And during my visit to the city for a week earlier this month to see my brother and his family, it was good to see that the local media is also maturing. The city’s newspaper editors recently signed a code of ethics.
But it’s hard to ignore the backdrop, or what you might like to call the proverbial camel in the room. One one hand, Dubai is bent on embracing and even exceeding the West’s thirst for material success and consumption. On the other, the culture and administrative leaders remain loyal to the UAE’s Islamic and Arab traditions. On one of the days I was in town, the local Gulf News proclaimed across page one “UAE upholds press freedom.”
As a media junkie who loves studying local press while traveling abroad, my first reaction was to question why such a story would make the lead story on page one. A quiet news day perhaps? A closer inspection reveals the power dynamics at play in Dubai:
In a victory for freedom of the press in the UAE, His Highness Shaikh Mohammad Bin Rashid Al Maktoum, Vice-President and Prime Minister of the UAE and Ruler of Dubai, yesterday issued instructions that journalists in the country will not be jailed for doing their work.

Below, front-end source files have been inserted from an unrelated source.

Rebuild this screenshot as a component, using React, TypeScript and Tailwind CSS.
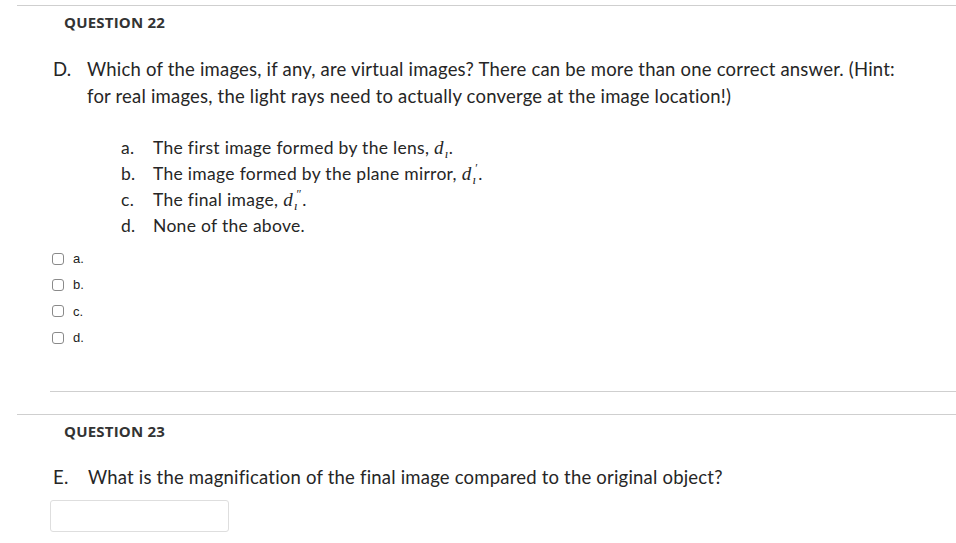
import React from 'react';

const body = { fontFamily: 'Lato, "Open Sans", sans-serif' };
const serif = { fontFamily: '"Liberation Serif", "DejaVu Serif", serif' };

// d with an italic dotless-i subscript and optional primes above it
const Di: React.FC<{ marks?: string }> = ({ marks }) => (
  <span className="whitespace-nowrap leading-[0]" style={serif}>
    <i className="text-[19px]">d</i>
    <i className="relative top-[4px] ml-[1px] text-[13px]">ı</i>
    {marks && <i className="relative -top-[8px] -ml-[2px] mr-[1px] text-[12px]">{marks}</i>}
  </span>
);

const options = [
  { k: 'a.', t: <>The first image formed by the lens, <Di />.</> },
  { k: 'b.', t: <>The image formed by the plane mirror, <Di marks="′" />.</> },
  { k: 'c.', t: <>The final image, <Di marks="″" />.</> },
  { k: 'd.', t: <>None of the above.</> },
];

const Heading: React.FC<{ n: number }> = ({ n }) => (
  <div className="pl-[64px] text-[15px] font-bold text-[#333] tracking-[0.2px]" style={{ fontFamily: '"Open Sans", sans-serif' }}>
    QUESTION {n}
  </div>
);

export default function App() {
  return (
    <div className="w-[956px] h-[543px] overflow-hidden bg-white text-[#262626]" style={body}>
      <div className="h-[5px]" />
      <div className="ml-[17px] border-t border-[#cfcfcf]" />
      <div className="pt-[5px]"><Heading n={22} /></div>

      <div className="mt-[22px] ml-[53px] flex text-[18.5px] leading-[27px] tracking-[0.2px]">
        <span className="w-[34px] shrink-0">D.</span>
        <p>
          Which of the images, if any, are virtual images? There can be more than one correct answer. (Hint:
          <br />
          for real images, the light rays need to actually converge at the image location!)
        </p>
      </div>

      <div className="mt-[25px] ml-[121px] flex flex-col text-[17.5px] leading-[26.3px] tracking-[0.3px]">
        {options.map((o) => (
          <div key={o.k} className="flex h-[26.3px]">
            <span className="w-[32px] shrink-0">{o.k}</span>
            <span>{o.t}</span>
          </div>
        ))}
      </div>

      <div className="mt-[6px] ml-[52px] flex flex-col" style={{ fontFamily: '"Liberation Sans", Arial, sans-serif' }}>
        {['a.', 'b.', 'c.', 'd.'].map((l) => (
          <label key={l} className="flex items-center h-[26.3px] text-[13px] text-[#222]">
            <span className="w-[12px] h-[12px] rounded-[3px] border border-[#8a8a8a] bg-white" />
            <span className="ml-[9px]">{l}</span>
          </label>
        ))}
      </div>

      <div className="mt-[40px] ml-[50px] border-t border-[#cfcfcf]" />
      <div className="mt-[22px] ml-[17px] border-t border-[#cfcfcf]" />
      <div className="pt-[5px]"><Heading n={23} /></div>

      <div className="mt-[22px] ml-[53px] flex text-[18.5px] leading-[27px] tracking-[0.2px]">
        <span className="w-[35px] shrink-0">E.</span>
        <p>What is the magnification of the final image compared to the original object?</p>
      </div>

      <div className="mt-[9px] ml-[50px] w-[179px] h-[32px] rounded-[3px] border border-[#dedede] bg-white" />
    </div>
  );
}
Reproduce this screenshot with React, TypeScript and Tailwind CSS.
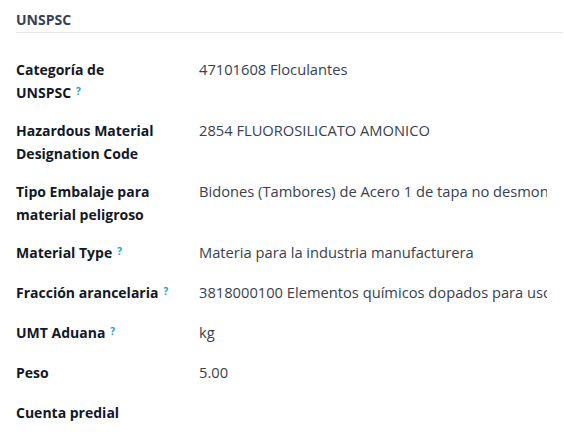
const rows: { label: string[]; help?: boolean; value: string; tall?: boolean }[] = [
    { label: ["Categoría de", "UNSPSC"], help: true, value: "47101608 Floculantes" },
    { label: ["Hazardous Material", "Designation Code"], value: "2854 FLUOROSILICATO AMONICO" },
    { label: ["Tipo Embalaje para", "material peligroso"], value: "Bidones (Tambores) de Acero 1 de tapa no desmontable" },
    { label: ["Material Type"], help: true, value: "Materia para la industria manufacturera" },
    { label: ["Fracción arancelaria"], help: true, value: "3818000100 Elementos químicos dopados para uso en electrónica" },
    { label: ["UMT Aduana"], help: true, value: "kg" },
    { label: ["Peso"], value: "5.00" },
    { label: ["Cuenta predial"], value: "" },
];

const Help = () => (
    <sup className="ml-[5px] text-[10px] font-bold text-[#1a9bd7] relative -top-[3px]">?</sup>
);

const App = () => {
    return (
        <div className="w-[564px] h-[432px] overflow-hidden bg-white font-['Open_Sans',sans-serif]">
            <div className="ml-4 mr-[1px] pt-[10px]">
                <div className="text-[14px] font-bold text-[#374151] leading-[19px] pb-[3px] border-b border-[#e5e7eb]">
                    UNSPSC
                </div>
                <div className="pt-[25px]">
                    {rows.map((row, i) => (
                        <div key={i} className="flex min-h-[40px] pb-[15px] leading-[23px]">
                            <div className="w-[183px] shrink-0 text-[14px] font-bold text-[#111827] pr-2">
                                {row.label.map((line, j) => (
                                    <div key={j}>
                                        {line}
                                        {row.help && j === row.label.length - 1 && <Help />}
                                    </div>
                                ))}
                            </div>
                            <div className="w-[348px] overflow-hidden whitespace-nowrap text-[14.7px] text-[#374151]">
                                {row.value}
                            </div>
                        </div>
                    ))}
                </div>
            </div>
        </div>
    );
};

export default App;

It’s worth noting the positive overtones - this was positioned as a victory for the local press. You get the sense that the UAE media is doing its best to be polite. Unlike the general distain with which most Australian’s regard their leaders, it appears any written reference to Shaikh Mohammad Bin Rashid Al Maktoum is positive. Disrespecting your ruler is just not done. (Aside from the fact everyone I spoke to said good things about the Shaikh anyway.) But when you keep reading the article in question its raises some questions.
Shaikh Abdullah said Shaikh Mohammad issued instructions that no journalist is to be jailed for reasons related to his work, adding that there are other measures that may be taken against journalists who break the press and publication law, but not jail, WAM reported.
“Other measures?” You won’t go to jail, but there are other measures!
On the upside, Reporters Sans Frontieres says the situation in the UAE and other countries in the Arab world such as Saudi Arabia, Kuwait and Qatar. But if you are journalist in Jordan, Djibouti, Egypt, Palestine, Somalia and Morocco, it’s getting much harder to work with freedom.
Meanwhile, the situation could not be more different over in Uganda’s capital city Kampala.
While yours truly, Mrs J, and the team we were traveling with set about building a large kitchen for an orphans and widows at a mission run by Kampala Pentecostal Church called Watoto (of the Watoto Children’s Choir fame), the country’s journalists were busy taking advantage of hard-won freedoms to attack its leaders and the general malaise that affects Africa.
October 9, 2007 was the day Uganda celebrated 45 years of independence from British colonial rule. That day I bought a copy of the Daily Monitor (which bears the slogan “Truth Every Day” - and comparisons to Sydney’s Daily Telegraph are not unfair…). This paper used its editorial to proudly champion the media’s freedom and simultaneously attack the institutional corruption that continues to sabotage Uganda’s development. One gentleman, Nicholas Sengoba, wrote in a separate opinion piece that:
Sad to say, good old Africa is led by raw thieves in suits (and military fatigues) and people led by thieves throughout history rarely cut respectable figures (sic). They will fight wars, kill, manipulate the law, steal elections, bribe and suppress the opposition, muzzle the media, stuff all levels and spheres of influence relying on tribalism and nepotism as a basis of recruitment, all for the sale of perpetuity and self preservation to safeguard the looting.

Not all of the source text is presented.